Set the listing down again in full, word for word, with the pictures left out.

-----

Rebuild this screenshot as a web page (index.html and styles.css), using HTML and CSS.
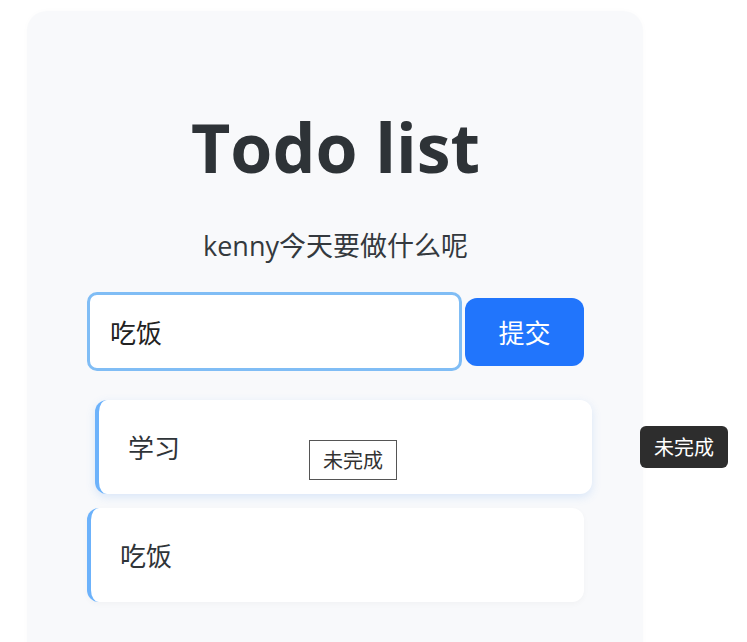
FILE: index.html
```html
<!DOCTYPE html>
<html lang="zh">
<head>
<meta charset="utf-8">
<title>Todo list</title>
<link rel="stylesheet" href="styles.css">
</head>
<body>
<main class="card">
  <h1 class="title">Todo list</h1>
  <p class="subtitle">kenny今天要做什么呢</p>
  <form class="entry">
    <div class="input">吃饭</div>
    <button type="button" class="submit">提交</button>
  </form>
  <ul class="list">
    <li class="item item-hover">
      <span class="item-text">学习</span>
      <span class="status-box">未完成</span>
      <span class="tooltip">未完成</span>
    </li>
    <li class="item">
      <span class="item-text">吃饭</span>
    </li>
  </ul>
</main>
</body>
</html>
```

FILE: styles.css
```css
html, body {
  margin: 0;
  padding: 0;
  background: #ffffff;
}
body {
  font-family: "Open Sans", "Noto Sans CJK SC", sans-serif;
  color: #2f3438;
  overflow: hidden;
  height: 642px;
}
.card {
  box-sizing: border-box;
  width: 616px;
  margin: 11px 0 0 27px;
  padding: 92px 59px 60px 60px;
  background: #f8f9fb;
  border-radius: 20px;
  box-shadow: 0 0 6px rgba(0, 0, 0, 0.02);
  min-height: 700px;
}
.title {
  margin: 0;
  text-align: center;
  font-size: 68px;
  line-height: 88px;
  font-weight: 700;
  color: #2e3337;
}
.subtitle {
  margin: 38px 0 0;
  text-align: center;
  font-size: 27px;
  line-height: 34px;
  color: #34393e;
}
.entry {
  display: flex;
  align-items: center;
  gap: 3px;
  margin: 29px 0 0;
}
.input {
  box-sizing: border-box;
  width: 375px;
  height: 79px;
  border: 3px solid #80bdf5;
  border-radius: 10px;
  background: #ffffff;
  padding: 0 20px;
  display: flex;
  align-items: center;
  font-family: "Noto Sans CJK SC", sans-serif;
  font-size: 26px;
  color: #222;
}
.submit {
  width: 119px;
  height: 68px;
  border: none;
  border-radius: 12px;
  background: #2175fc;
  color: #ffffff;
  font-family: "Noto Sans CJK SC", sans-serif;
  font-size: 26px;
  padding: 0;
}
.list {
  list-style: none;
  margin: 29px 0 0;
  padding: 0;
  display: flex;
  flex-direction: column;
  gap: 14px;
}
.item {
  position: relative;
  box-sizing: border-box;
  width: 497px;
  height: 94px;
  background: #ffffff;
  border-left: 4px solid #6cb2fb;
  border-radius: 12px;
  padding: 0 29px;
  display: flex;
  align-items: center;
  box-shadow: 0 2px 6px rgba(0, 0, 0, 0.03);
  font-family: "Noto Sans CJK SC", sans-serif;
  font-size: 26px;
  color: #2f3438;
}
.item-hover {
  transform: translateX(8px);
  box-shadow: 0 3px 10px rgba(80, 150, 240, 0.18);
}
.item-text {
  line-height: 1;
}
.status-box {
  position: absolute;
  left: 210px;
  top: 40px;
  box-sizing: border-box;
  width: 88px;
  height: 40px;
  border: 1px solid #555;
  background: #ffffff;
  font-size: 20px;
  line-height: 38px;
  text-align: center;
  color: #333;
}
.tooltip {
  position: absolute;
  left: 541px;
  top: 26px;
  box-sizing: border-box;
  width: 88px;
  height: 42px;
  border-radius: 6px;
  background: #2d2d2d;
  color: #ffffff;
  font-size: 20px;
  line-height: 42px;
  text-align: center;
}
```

-----

_Exercise answer:_
Rebuild this screenshot as a web page (index.html and styles.css), using HTML and CSS.
FILE: index.html
```html
<!DOCTYPE html>
<html lang="zh">
<head>
<meta charset="utf-8">
<title>Todo list</title>
<link rel="stylesheet" href="styles.css">
</head>
<body>
<main class="card">
  <h1 class="title">Todo list</h1>
  <p class="subtitle">kenny今天要做什么呢</p>
  <form class="entry">
    <div class="input">吃饭</div>
    <button type="button" class="submit">提交</button>
  </form>
  <ul class="list">
    <li class="item item-hover">
      <span class="item-text">学习</span>
      <span class="status-box">未完成</span>
      <span class="tooltip">未完成</span>
    </li>
    <li class="item">
      <span class="item-text">吃饭</span>
    </li>
  </ul>
</main>
</body>
</html>
```

FILE: styles.css
```css
html, body {
  margin: 0;
  padding: 0;
  background: #ffffff;
}
body {
  font-family: "Open Sans", "Noto Sans CJK SC", sans-serif;
  color: #2f3438;
  overflow: hidden;
  height: 642px;
}
.card {
  box-sizing: border-box;
  width: 616px;
  margin: 11px 0 0 27px;
  padding: 92px 59px 60px 60px;
  background: #f8f9fb;
  border-radius: 20px;
  box-shadow: 0 0 6px rgba(0, 0, 0, 0.02);
  min-height: 700px;
}
.title {
  margin: 0;
  text-align: center;
  font-size: 68px;
  line-height: 88px;
  font-weight: 700;
  color: #2e3337;
}
.subtitle {
  margin: 38px 0 0;
  text-align: center;
  font-size: 27px;
  line-height: 34px;
  color: #34393e;
}
.entry {
  display: flex;
  align-items: center;
  gap: 3px;
  margin: 29px 0 0;
}
.input {
  box-sizing: border-box;
  width: 375px;
  height: 79px;
  border: 3px solid #80bdf5;
  border-radius: 10px;
  background: #ffffff;
  padding: 0 20px;
  display: flex;
  align-items: center;
  font-family: "Noto Sans CJK SC", sans-serif;
  font-size: 26px;
  color: #222;
}
.submit {
  width: 119px;
  height: 68px;
  border: none;
  border-radius: 12px;
  background: #2175fc;
  color: #ffffff;
  font-family: "Noto Sans CJK SC", sans-serif;
  font-size: 26px;
  padding: 0;
}
.list {
  list-style: none;
  margin: 29px 0 0;
  padding: 0;
  display: flex;
  flex-direction: column;
  gap: 14px;
}
.item {
  position: relative;
  box-sizing: border-box;
  width: 497px;
  height: 94px;
  background: #ffffff;
  border-left: 4px solid #6cb2fb;
  border-radius: 12px;
  padding: 0 29px;
  display: flex;
  align-items: center;
  box-shadow: 0 2px 6px rgba(0, 0, 0, 0.03);
  font-family: "Noto Sans CJK SC", sans-serif;
  font-size: 26px;
  color: #2f3438;
}
.item-hover {
  transform: translateX(8px);
  box-shadow: 0 3px 10px rgba(80, 150, 240, 0.18);
}
.item-text {
  line-height: 1;
}
.status-box {
  position: absolute;
  left: 210px;
  top: 40px;
  box-sizing: border-box;
  width: 88px;
  height: 40px;
  border: 1px solid #555;
  background: #ffffff;
  font-size: 20px;
  line-height: 38px;
  text-align: center;
  color: #333;
}
.tooltip {
  position: absolute;
  left: 541px;
  top: 26px;
  box-sizing: border-box;
  width: 88px;
  height: 42px;
  border-radius: 6px;
  background: #2d2d2d;
  color: #ffffff;
  font-size: 20px;
  line-height: 42px;
  text-align: center;
}
```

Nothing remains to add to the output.